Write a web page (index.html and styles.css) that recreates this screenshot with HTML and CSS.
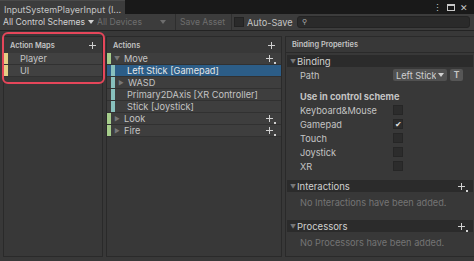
FILE: index.html
```html
<!DOCTYPE html>
<html lang="en">
<head>
  <meta charset="UTF-8" />
  <title>InputSystemPlayerInput</title>
  <link rel="stylesheet" href="styles.css">
</head>
<body>
  <div class="titlebar">
    <div class="tab">InputSystemPlayerInput (I...</div>
    <div class="win-icons"><span class="dots">⋮</span><span class="maxi"></span><span class="close">✕</span></div>
  </div>

  <div class="toolbar">
    <div class="drop strong">All Control Schemes<span class="tri"></span></div>
    <div class="drop dim devices">All Devices<span class="tri"></span></div>
    <div class="btn dim">Save Asset</div>
    <div class="check-label"><span class="box"></span>Auto-Save</div>
    <div class="search"><span class="lens">⚲</span></div>
  </div>

  <div class="main">
    <div class="panel maps">
      <div class="head">Action Maps <span class="plus"></span></div>
      <div class="row map"><span class="bar yellow"></span><span class="lbl">Player</span></div>
      <div class="row map"><span class="bar yellow"></span><span class="lbl">UI</span></div>
      <div class="highlight"></div>
    </div>

    <div class="panel actions">
      <div class="head">Actions <span class="plus"></span></div>
      <div class="row"><span class="bar green"></span><span class="fold">▼</span><span class="lbl">Move</span><span class="plus sm"><i></i></span></div>
      <div class="row sub selected"><span class="bar teal"></span><span class="lbl">Left Stick [Gamepad]</span></div>
      <div class="row sub"><span class="bar teal"></span><span class="fold">▶</span><span class="lbl">WASD</span></div>
      <div class="row sub"><span class="bar teal"></span><span class="lbl">Primary2DAxis [XR Controller]</span></div>
      <div class="row sub"><span class="bar teal"></span><span class="lbl">Stick [Joystick]</span></div>
      <div class="row"><span class="bar green"></span><span class="fold">▶</span><span class="lbl">Look</span><span class="plus sm"><i></i></span></div>
      <div class="row"><span class="bar green"></span><span class="fold">▶</span><span class="lbl">Fire</span><span class="plus sm"><i></i></span></div>
    </div>

    <div class="panel props">
      <div class="head">Binding Properties</div>
      <div class="section">
        <div class="fhead"><span class="fold">▼</span>Binding</div>
        <div class="field path"><span class="fl">Path</span><span class="pathdrop"><span class="ptext">Left Stick [G</span><span class="tri"></span></span><span class="tbtn">T</span></div>
        <div class="sub-title">Use in control scheme</div>
        <div class="field"><span class="fl">Keyboard&amp;Mouse</span><span class="cb"></span></div>
        <div class="field"><span class="fl">Gamepad</span><span class="cb">✔</span></div>
        <div class="field"><span class="fl">Touch</span><span class="cb"></span></div>
        <div class="field"><span class="fl">Joystick</span><span class="cb"></span></div>
        <div class="field"><span class="fl">XR</span><span class="cb"></span></div>
      </div>
      <div class="section gap">
        <div class="fhead"><span class="fold">▼</span>Interactions<span class="plus sm"><i></i></span></div>
        <div class="empty">No Interactions have been added.</div>
      </div>
      <div class="section">
        <div class="fhead"><span class="fold">▼</span>Processors<span class="plus sm"><i></i></span></div>
        <div class="empty">No Processors have been added.</div>
      </div>
    </div>
  </div>
</body>
</html>
```

FILE: styles.css
```css
* { box-sizing: border-box; }
body { margin: 0; width: 474px; height: 261px; overflow: hidden; background: #383838; color: #c4c4c4; font-family: Inter, "Noto Sans", sans-serif; font-size: 9.2px; }

.titlebar { height: 14px; background: #191919; display: flex; justify-content: space-between; align-items: stretch; }
.tab { width: 125px; background: #3c3c3c; padding: 3px 0 0 4px; font-size: 9px; line-height: 11px; border-top: 1px solid #4a4a4a; white-space: nowrap; }
.win-icons { display: flex; gap: 5px; align-items: center; padding-right: 6px; color: #c8c8c8; font-size: 9px; }
.maxi { width: 8px; height: 7px; border: 1px solid #c8c8c8; border-top-width: 2px; }

.toolbar { height: 17px; background: #3c3c3c; border-bottom: 1px solid #232323; display: flex; align-items: center; padding-left: 3px; white-space: nowrap; font-size: 8.6px; }
.drop { display: flex; align-items: center; gap: 3px; }
.tri { width: 0; height: 0; border-left: 3px solid transparent; border-right: 3px solid transparent; border-top: 4px solid currentColor; flex: none; }
.strong { color: #d2d2d2; width: 94px; }
.dim { color: #6e6e6e; }
.devices { width: 78px; justify-content: space-between; padding-right: 9px; }
.btn { width: 56px; padding-left: 4px; border-left: 1px solid #2e2e2e; height: 100%; display: flex; align-items: center; }
.check-label { display: flex; align-items: center; gap: 3px; width: 66px; height: 100%; border-left: 1px solid #2e2e2e; padding-left: 2px; font-size: 9.2px; }
.box { width: 10px; height: 10px; background: #2a2a2a; border: 1px solid #222; }
.search { flex: 1; height: 12px; margin-right: 4px; background: #2a2a2a; border: 1px solid #232323; border-radius: 3px; font-size: 7px; padding-left: 4px; color: #aaa; line-height: 10px; }

.main { display: flex; height: 230px; padding: 5px 0 4px 3px; gap: 3px; }
.panel { background: #383838; border: 1px solid #2a2a2a; position: relative; }
.maps { width: 100px; }
.actions { width: 176px; }
.props { flex: 1; border-right: none; }

.head { height: 16px; display: flex; align-items: center; justify-content: space-between; padding: 0 6px 0 6px; font-size: 7.4px; font-weight: 600; color: #c4c4c4; }

/* plus icons drawn with two bars */
.plus { width: 7px; height: 7px; position: relative; flex: none; }
.plus::before, .plus::after { content: ""; position: absolute; background: #d0d0d0; }
.plus::before { left: 3px; top: 0; width: 1.4px; height: 7px; }
.plus::after { left: 0; top: 3px; width: 7px; height: 1.4px; }
.plus i { position: absolute; right: -3px; bottom: -2px; width: 2px; height: 2px; background: #d0d0d0; }
.row .plus, .fhead .plus { margin-left: auto; margin-right: 8px; }

.row { height: 12px; display: flex; align-items: center; background: #3e3e3e; border-bottom: 1px solid #313131; white-space: nowrap; }
.map { background: #414141; }
.bar { width: 4px; height: 100%; flex: none; }
.yellow { background: #e3cf86; }
.green { background: #a6cd8b; }
.teal { background: #88c0bd; }
.sub .bar { margin-left: 4px; }
.fold { font-size: 6px; color: #777; width: 10px; text-align: center; margin-left: 1px; }
.row .lbl { padding-left: 2px; }
.map .lbl { padding-left: 12px; }
.sub .lbl { padding-left: 12px; }
.sub .fold + .lbl { padding-left: 2px; }
.selected { background: #2c5d87; color: #e6e6e6; }

.highlight { position: absolute; left: -2px; top: -5px; width: 103px; height: 52px; border: 2px solid #e6465a; border-radius: 6px; }

.props .head { border-bottom: 1px solid #2a2a2a; height: 16px; }
.section { padding: 2px 1px 0 1px; }
.section.gap { padding-top: 7px; }
.fhead { height: 12px; background: #2b2b2b; display: flex; align-items: center; color: #d0d0d0; font-size: 9.5px; }
.fhead .fold { margin-left: 2px; width: 8px; }
.field { height: 14px; display: flex; align-items: center; padding-left: 13px; }
.field.path { margin: 1px 0 8px; }
.fl { width: 93px; }
.pathdrop { width: 54px; height: 12px; background: #515151; border-radius: 2px; padding: 0 3px 0 3px; display: flex; align-items: center; gap: 2px; color: #d0d0d0; }
.ptext { flex: 1; min-width: 0; overflow: hidden; white-space: nowrap; }
.tbtn { width: 13px; height: 12px; background: #565656; border-radius: 2px; margin-left: 3px; text-align: center; line-height: 12px; font-weight: 700; font-size: 8.5px; }
.sub-title { padding-left: 13px; font-weight: 700; height: 13px; line-height: 13px; }
.cb { width: 10px; height: 10px; background: #2c2c2c; border: 1px solid #262626; font-size: 8px; line-height: 9px; text-align: center; color: #e0e0e0; }
.empty { color: #747474; padding: 5px 0 0 13px; height: 26px; }
```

PROBLEM DETAILS: Locate the lines above that hold the word "styles". Show every one of them.

OUTPUT OF THE EXERCISE:
Write a web page (index.html and styles.css) that recreates this screenshot with HTML and CSS.
  <link rel="stylesheet" href="styles.css">
FILE: styles.css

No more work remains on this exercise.